Most of the citizens in the Canadian town of Jubilee attend the United Church, whose congregation is made up of “former Methodists and Congregationalists and a good chunk of Presbyterians.” Del is frustrated, however, that while she wants to know whether God exists or not, her church focuses only on “what He approved of, or usually…what He did not approve of.” She does not feel that she can talk to anyone about this, however:
I did not think of taking my problem to any believer, even to Mr. McLaughlin the minister. It would have been unthinkably embarrassing. Also, I was afraid. I was afraid the believer might falter in defending his beliefs, or defining them, and this would be a setback for me. If Mr. McLaughlin, for instance, turned out to have no firmer a grasp on God than I did, it would be a huge though not absolute discouragement. I preferred to believe his grasp was good, and not try it out.

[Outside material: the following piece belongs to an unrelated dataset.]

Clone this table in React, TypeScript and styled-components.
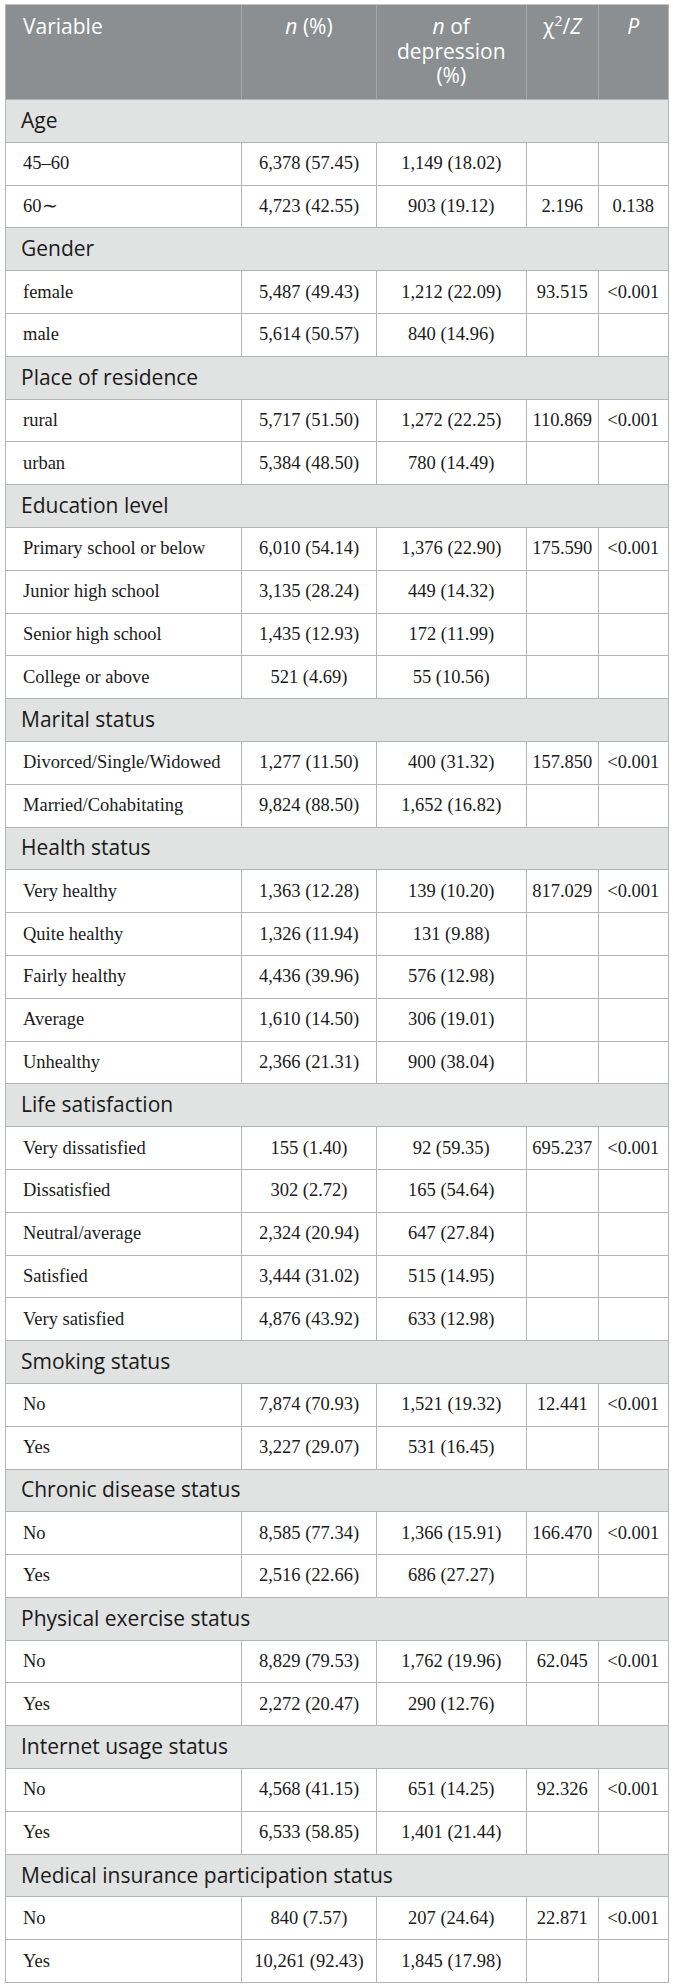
import React from "react";
import styled, { createGlobalStyle } from "styled-components";

const Global = createGlobalStyle`
  html, body { margin: 0; padding: 0; background: #ffffff; }
  body { padding: 4px 5px; }
`;

type Row = [string, string, string, string, string];
type Section = { title: string; rows: Row[] };

const sections: Section[] = [
  { title: "Age", rows: [
    ["45–60", "6,378 (57.45)", "1,149 (18.02)", "", ""],
    ["60∼", "4,723 (42.55)", "903 (19.12)", "2.196", "0.138"],
  ] },
  { title: "Gender", rows: [
    ["female", "5,487 (49.43)", "1,212 (22.09)", "93.515", "<0.001"],
    ["male", "5,614 (50.57)", "840 (14.96)", "", ""],
  ] },
  { title: "Place of residence", rows: [
    ["rural", "5,717 (51.50)", "1,272 (22.25)", "110.869", "<0.001"],
    ["urban", "5,384 (48.50)", "780 (14.49)", "", ""],
  ] },
  { title: "Education level", rows: [
    ["Primary school or below", "6,010 (54.14)", "1,376 (22.90)", "175.590", "<0.001"],
    ["Junior high school", "3,135 (28.24)", "449 (14.32)", "", ""],
    ["Senior high school", "1,435 (12.93)", "172 (11.99)", "", ""],
    ["College or above", "521 (4.69)", "55 (10.56)", "", ""],
  ] },
  { title: "Marital status", rows: [
    ["Divorced/Single/Widowed", "1,277 (11.50)", "400 (31.32)", "157.850", "<0.001"],
    ["Married/Cohabitating", "9,824 (88.50)", "1,652 (16.82)", "", ""],
  ] },
  { title: "Health status", rows: [
    ["Very healthy", "1,363 (12.28)", "139 (10.20)", "817.029", "<0.001"],
    ["Quite healthy", "1,326 (11.94)", "131 (9.88)", "", ""],
    ["Fairly healthy", "4,436 (39.96)", "576 (12.98)", "", ""],
    ["Average", "1,610 (14.50)", "306 (19.01)", "", ""],
    ["Unhealthy", "2,366 (21.31)", "900 (38.04)", "", ""],
  ] },
  { title: "Life satisfaction", rows: [
    ["Very dissatisfied", "155 (1.40)", "92 (59.35)", "695.237", "<0.001"],
    ["Dissatisfied", "302 (2.72)", "165 (54.64)", "", ""],
    ["Neutral/average", "2,324 (20.94)", "647 (27.84)", "", ""],
    ["Satisfied", "3,444 (31.02)", "515 (14.95)", "", ""],
    ["Very satisfied", "4,876 (43.92)", "633 (12.98)", "", ""],
  ] },
  { title: "Smoking status", rows: [
    ["No", "7,874 (70.93)", "1,521 (19.32)", "12.441", "<0.001"],
    ["Yes", "3,227 (29.07)", "531 (16.45)", "", ""],
  ] },
  { title: "Chronic disease status", rows: [
    ["No", "8,585 (77.34)", "1,366 (15.91)", "166.470", "<0.001"],
    ["Yes", "2,516 (22.66)", "686 (27.27)", "", ""],
  ] },
  { title: "Physical exercise status", rows: [
    ["No", "8,829 (79.53)", "1,762 (19.96)", "62.045", "<0.001"],
    ["Yes", "2,272 (20.47)", "290 (12.76)", "", ""],
  ] },
  { title: "Internet usage status", rows: [
    ["No", "4,568 (41.15)", "651 (14.25)", "92.326", "<0.001"],
    ["Yes", "6,533 (58.85)", "1,401 (21.44)", "", ""],
  ] },
  { title: "Medical insurance participation status", rows: [
    ["No", "840 (7.57)", "207 (24.64)", "22.871", "<0.001"],
    ["Yes", "10,261 (92.43)", "1,845 (17.98)", "", ""],
  ] },
];

const Table = styled.table`
  width: 662.5px;
  table-layout: fixed;
  border-collapse: collapse;
  border: 1px solid #b4b4b4;
`;

const HeadRow = styled.tr`
  height: 95px;
  background: #8b8f92;
`;

const HeadCell = styled.th<{ $align?: "left" | "center" }>`
  font-family: "Open Sans", "DejaVu Sans", sans-serif;
  font-weight: 400;
  font-size: 21px;
  line-height: 24.5px;
  color: #ffffff;
  text-align: ${(p) => p.$align ?? "center"};
  vertical-align: top;
  padding: 9px 6px 0 ${(p) => (p.$align === "left" ? "17px" : "6px")};
  border-left: 1px solid #a3a7a9;
  border-top: 1px solid #c4c4c4;
  border-bottom: 1px solid #b4b4b4;
  &:first-child { border-left: 1px solid #b4b4b4; }
  em { font-style: italic; }
  sup { font-size: 14px; line-height: 0; vertical-align: 8px; }
`;

const SectionRow = styled.tr`
  height: 42.8px;
  background: #e1e2e2;
`;

const SectionCell = styled.td`
  font-family: "Open Sans", "DejaVu Sans", sans-serif;
  font-size: 21px;
  color: #1a1a1a;
  padding: 0 0 2px 15px;
  vertical-align: middle;
  border-top: 1px solid #b4b4b4;
  border-bottom: 1px solid #b4b4b4;
  white-space: nowrap;
`;

const DataRow = styled.tr`
  height: 42.8px;
  background: #ffffff;
`;

const DataCell = styled.td<{ $align?: "left" | "center" }>`
  font-family: "Liberation Serif", "Times New Roman", serif;
  font-size: 18.5px;
  color: #1a1a1a;
  text-align: ${(p) => p.$align ?? "center"};
  vertical-align: middle;
  padding: 0 ${(p) => (p.$align === "left" ? "4px 0 17px" : "2px")};
  border: 1px solid #b4b4b4;
  white-space: nowrap;
`;

export default function App() {
  return (
    <>
      <Global />
      <Table>
        <colgroup>
          <col style={{ width: 236 }} />
          <col style={{ width: 135 }} />
          <col style={{ width: 149.5 }} />
          <col style={{ width: 72.5 }} />
          <col style={{ width: 69.5 }} />
        </colgroup>
        <thead>
          <HeadRow>
            <HeadCell $align="left">Variable</HeadCell>
            <HeadCell><em>n</em> (%)</HeadCell>
            <HeadCell><em>n</em> of depression (%)</HeadCell>
            <HeadCell>χ<sup>2</sup>/<em>Z</em></HeadCell>
            <HeadCell><em>P</em></HeadCell>
          </HeadRow>
        </thead>
        <tbody>
          {sections.map((s) => (
            <React.Fragment key={s.title}>
              <SectionRow>
                <SectionCell colSpan={5}>{s.title}</SectionCell>
              </SectionRow>
              {s.rows.map((r, i) => (
                <DataRow key={i}>
                  <DataCell $align="left">{r[0]}</DataCell>
                  <DataCell>{r[1]}</DataCell>
                  <DataCell>{r[2]}</DataCell>
                  <DataCell>{r[3]}</DataCell>
                  <DataCell>{r[4]}</DataCell>
                </DataRow>
              ))}
            </React.Fragment>
          ))}
        </tbody>
      </Table>
    </>
  );
}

She chooses instead to try out a different denomination and chooses the Anglican church because it has a bell. Upon entering it, she is struck by William Holman Hunt’s famous painting of Christ knocking at the door (see above), the original of which is to be found in St. Paul’s Cathedral in London:
I had not seen this picture before. The Christ in it differed in some small but important way from the Christ performing miracles in the United Church window. He looked more regal and more tragic, and the background against which he appeared was gloomier and richer, more pagan somehow, or at least Mediterranean. I was used to seeing him limp and shepherdly in Sunday-school pastels.

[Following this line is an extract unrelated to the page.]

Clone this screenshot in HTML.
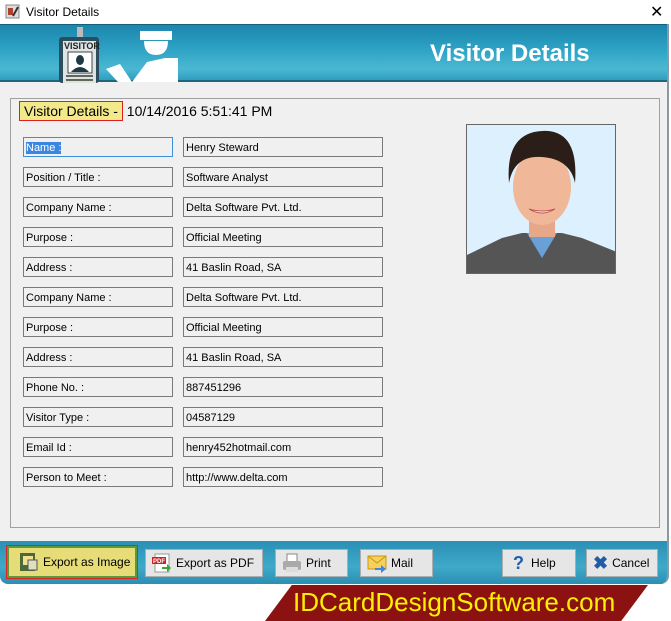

What really captures Del’s attention, however, is the rich Anglican liturgy and all the ceremony involved. For instance, she is struck by the statement of confession, which turned me off when I recited it as a child. To one like myself who always wanted to please people in authority and who felt that I was always doing things wrong, it simply fed my general sense of unworthiness:
We have left undone those things which we ought to have done, And we have done those things which we ought not to have done. And there is no health in us. But thou, O Lord, have mercy upon us, miserable offenders. Spare thou them, O God, which confess their faults. Restore thou them that are penitent; According to thy promises declared unto mankind in Christ Jesu our Lord….

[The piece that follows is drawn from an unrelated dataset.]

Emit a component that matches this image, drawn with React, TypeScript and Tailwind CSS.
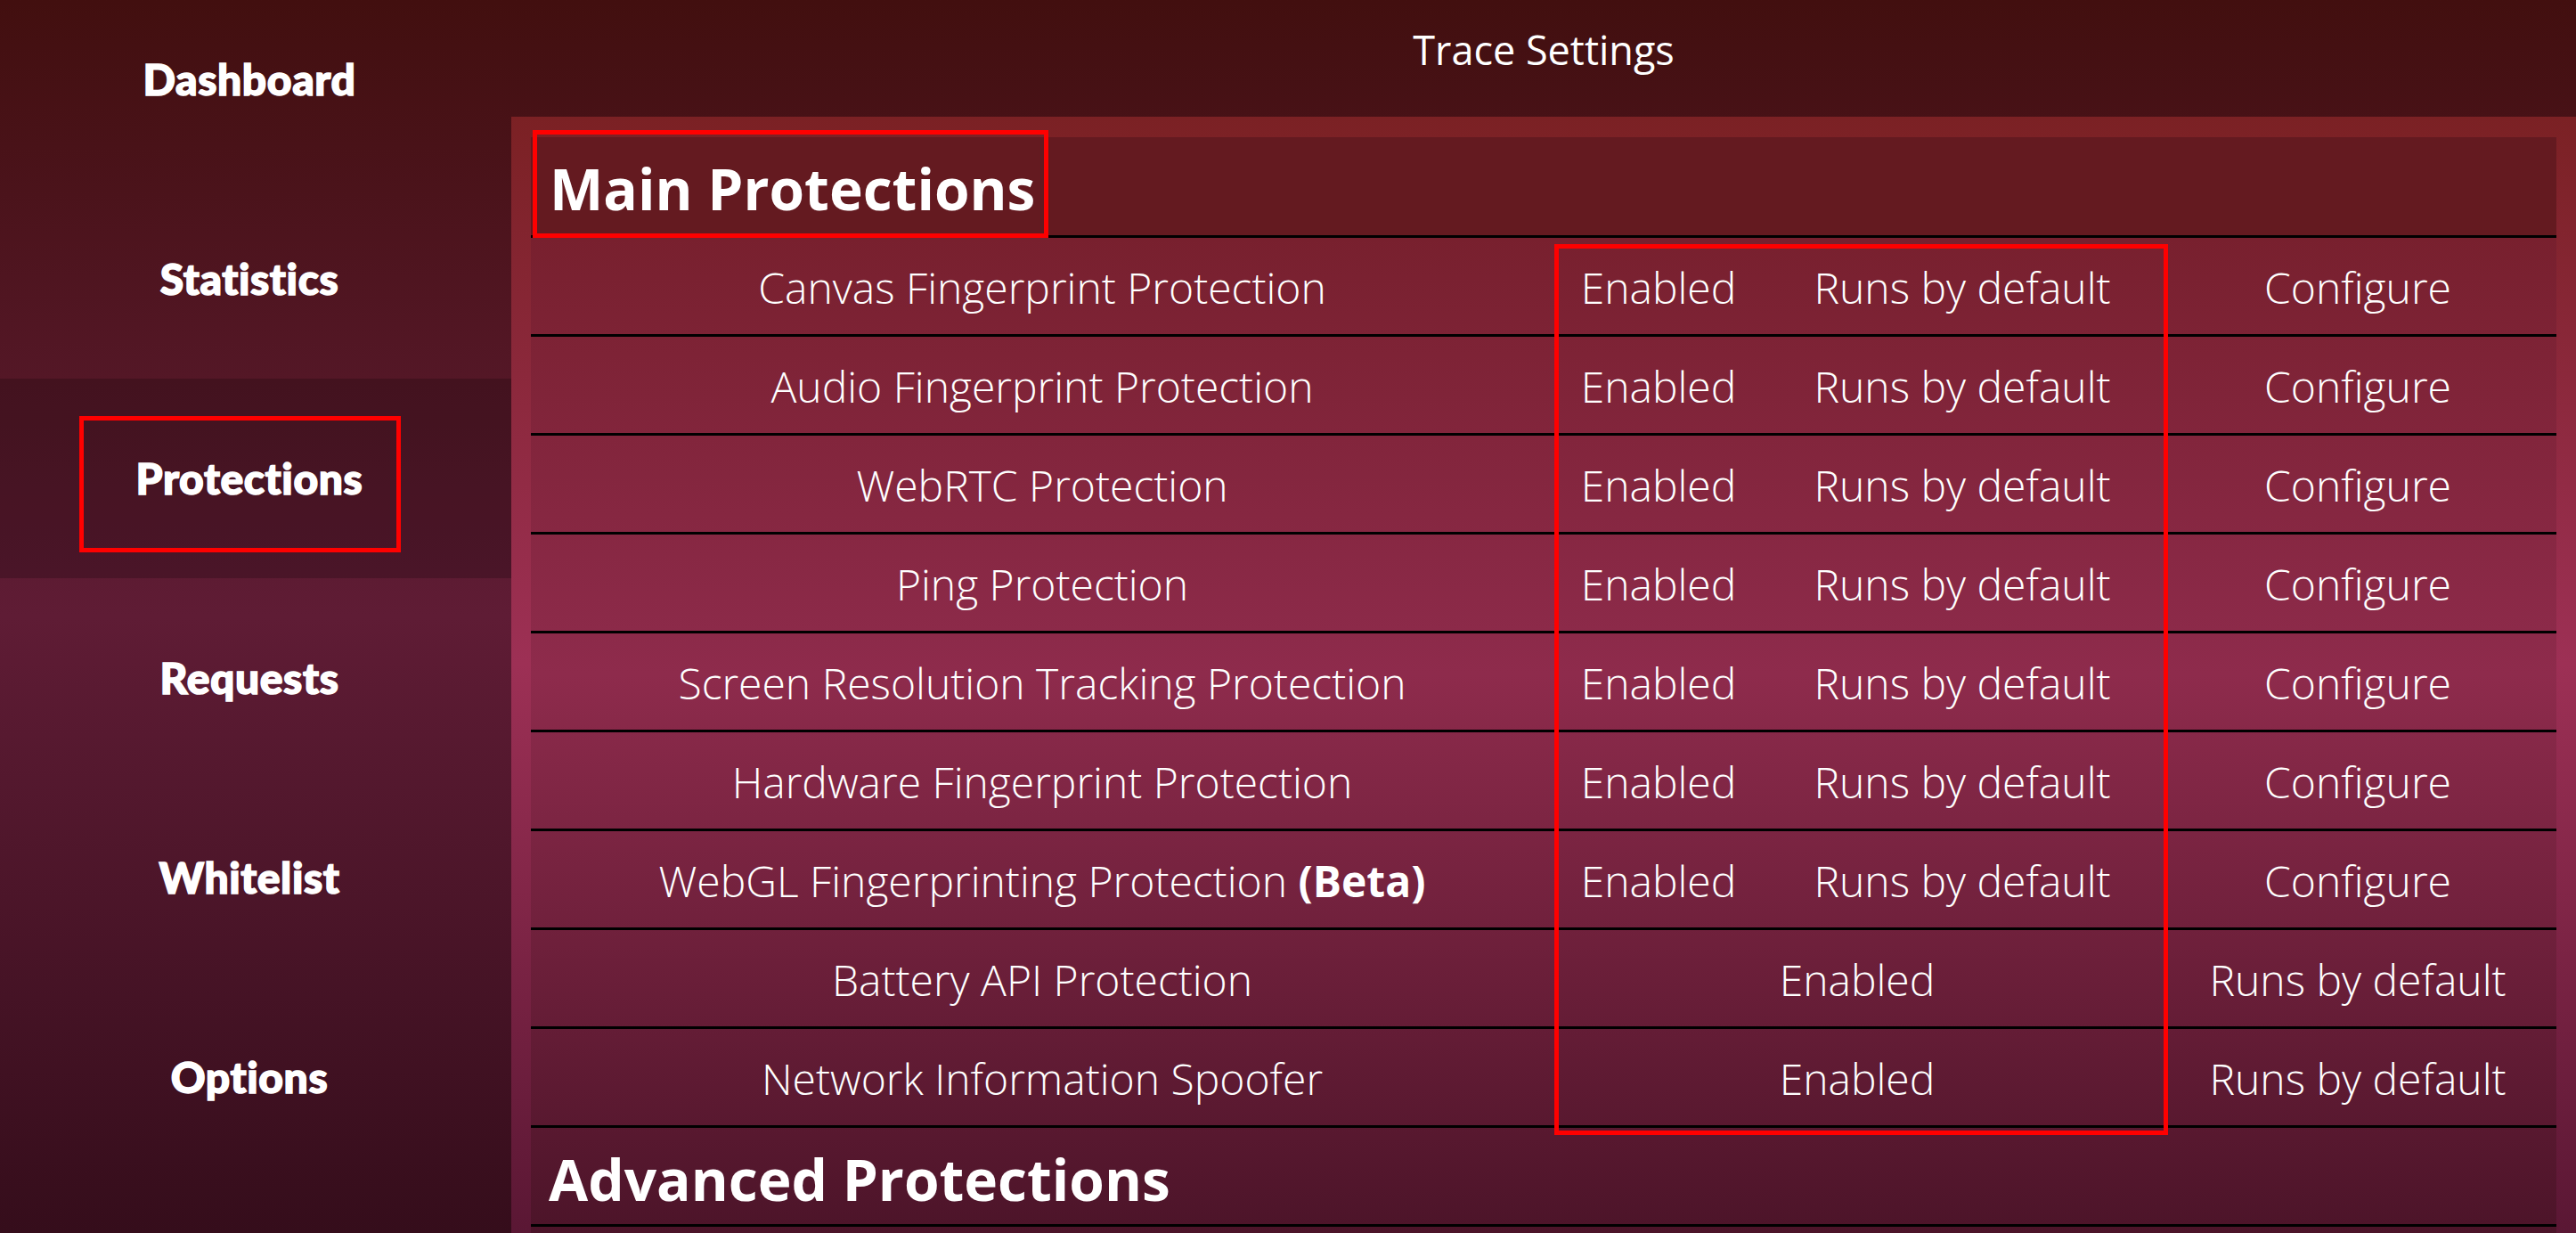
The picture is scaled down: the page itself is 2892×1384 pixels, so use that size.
const NAV = ["Dashboard", "Statistics", "Protections", "Requests", "Whitelist", "Options"];

interface Row {
  name: string;
  beta?: boolean;
  configure: boolean;
}

const ROWS: Row[] = [
  { name: "Canvas Fingerprint Protection", configure: true },
  { name: "Audio Fingerprint Protection", configure: true },
  { name: "WebRTC Protection", configure: true },
  { name: "Ping Protection", configure: true },
  { name: "Screen Resolution Tracking Protection", configure: true },
  { name: "Hardware Fingerprint Protection", configure: true },
  { name: "WebGL Fingerprinting Protection", beta: true, configure: true },
  { name: "Battery API Protection", configure: false },
  { name: "Network Information Spoofer", configure: false },
];

export default function App() {
  return (
    <div className="flex h-[1384px] w-[2892px] overflow-hidden bg-[linear-gradient(180deg,#420f0f_0%,#5f1c35_50%,#350d1b_100%)] font-['Open_Sans',sans-serif] text-white">
      {/* Sidebar */}
      <nav className="w-[574px] shrink-0">
        <div className="-mt-[23px]">
          {NAV.map((item) => (
            <div
              key={item}
              className={
                item === "Protections"
                  ? "relative flex h-[224px] items-center justify-center bg-black/20 pr-[14px]"
                  : "relative flex h-[224px] items-center justify-center pr-[14px]"
              }
            >
              <span className="font-['Lato',sans-serif] text-[48px] font-black tracking-[0.6px] [-webkit-text-stroke:1.5px_#fff]">
                {item}
              </span>
              {item === "Protections" && (
                <div className="absolute left-[89px] top-[42px] h-[153px] w-[361px] border-[5px] border-[#ff0000]" />
              )}
            </div>
          ))}
        </div>
      </nav>

      {/* Main */}
      <main className="flex min-w-0 flex-1 flex-col">
        <header className="flex h-[131px] shrink-0 items-center justify-center pb-[20px]">
          <h1 className="text-[45px] font-normal">Trace Settings</h1>
        </header>

        <div className="flex-1 bg-[linear-gradient(180deg,#7b2124_0%,#9d3055_49%,#5a1734_100%)] px-[22px] pt-[23px]">
          <div className="relative h-full bg-[linear-gradient(180deg,#641a20_0%,#78202e_9%,#8e2b4c_49%,#4c1429_100%)]">
            {/* Main Protections heading */}
            <div className="relative flex h-[113px] items-center border-b-[3px] border-black bg-[#641a20] pl-[21px] pt-[6px]">
              <h2 className="text-[64px] font-bold">Main Protections</h2>
              <div className="absolute -top-[8px] left-[2px] h-[121px] w-[579px] border-[5px] border-[#ff0000]" />
            </div>

            {ROWS.map((row) => (
              <div
                key={row.name}
                className="grid h-[111px] grid-cols-[1148px_236px_446px_442px] items-center border-b-[3px] border-black pt-[3px] text-center text-[48px] font-light"
              >
                <span>
                  {row.name}
                  {row.beta && <span className="font-bold"> (Beta)</span>}
                </span>
                {row.configure ? (
                  <>
                    <span>Enabled</span>
                    <span>Runs by default</span>
                    <span>Configure</span>
                  </>
                ) : (
                  <>
                    <span className="col-span-2">Enabled</span>
                    <span>Runs by default</span>
                  </>
                )}
              </div>
            ))}

            {/* Advanced Protections heading */}
            <div className="flex h-[111px] items-center border-b-[3px] border-black pl-[20px] pt-[8px]">
              <h2 className="text-[64px] font-bold">Advanced Protections</h2>
            </div>

            {/* annotation box around the state columns */}
            <div className="absolute left-[1149px] top-[120px] h-[1000px] w-[689px] border-[5px] border-[#ff0000]" />
          </div>
        </div>
      </main>
    </div>
  );
}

I can report that the Episcopal Church has since changed to a much more benign confessional prayer, perhaps because people felt that that the old one sounded too punitive and grim. As a result of the change, reciting the confession has become one of my favorite moments in the church service, a chance to reflect upon the past week and figure out how I could have had a more open heart and been a better neighbor:
Most merciful God, we confess that we have sinned against you in thought, word, and deed, by what we have done, and by what we have left undone.We have not loved you with our whole heart; we have not loved our neighbors as ourselves. We are truly sorry and we humbly repent. For the sake of your Son Jesus Christ, have mercy on us and forgive us; that we may delight in your will, and walk in your ways, to the glory of your Name.
What suffocated me, however, is what attracts Del:
So here was what I had not known, but must always have suspected, existed, what all those Methodists and Congregationalists and Presbyterians had fearfully abolished—the theatrical in religion. From the very first I was strongly delighted. Many things pleased me—the kneeling down on the hard board, getting up and knelling down again and bobbing the head at the altar at the mention of Jesus’ name, the recitation of the Creed which I loved for its litany of strange splendid things in which to believe. I liked the idea of calling Jesus Jesu sometimes; it made Him sound more kingly and magical, like a wizard or an Indian god; I liked the HIS on the pulpit banner, rich, ancient, threadbare design. The poverty, smallness, shabbiness, and bareness of the church pleased me, that smell of mold or mice, frail singing of the choir, isolation of the worshippers. If they are her, I felt, then it is probably all true. Ritual which in other circumstances might have seemed wholly artificial, lifeless, had here a kind of last-ditch dignity. The richness of the words against the poverty of the place. If I could not quite get a scent of God then at least I could get the scent of His old times of power, real power, not what He enjoyed in the United Church today; I could remember His dim fabled hierarchy, His lovely moldered calendar of feasts and saints. There they were in the prayer book, I opened on them by accident—saints’ days. Did anybody keep them? Saints’ days made me thing of something so different from jubilee—opens mows and half-timbered farmhouses and the Angelus and cancles, a procession of nuns in the snow, cloister walks, all quiet, a world of tapestry, secure in faith. Safety. If God could be discovered, or recalled, everything would be safe. Then you would see things that I saw—just the dull grain of wood in the floor boards, the windows of plain glass filled with thin branches and snowy sky—and the strange anxious paint that just seeing things could create would be gone. It seemed plain to me that this was the only way the world could be borne, the only way it could be borne—if all those atoms, galaxies of atoms, were safe all the time, whirling away in God’s mind. How could people rest, how could they even go on breathing and existing, until they were sure of this? They did go on, so they must be sure.
As I mentioned in my other post on the story, Del’s faith does not hold when it is really tested. In some ways, the exoticism of the Anglican rituals, which seems to hold so much promise, aren’t rooted deeply enough for Del and so can’t survive the hard knocks of tragedy. That sometimes happens when one goes journeying into a set of rituals which are not one’s own. They fail to sustain.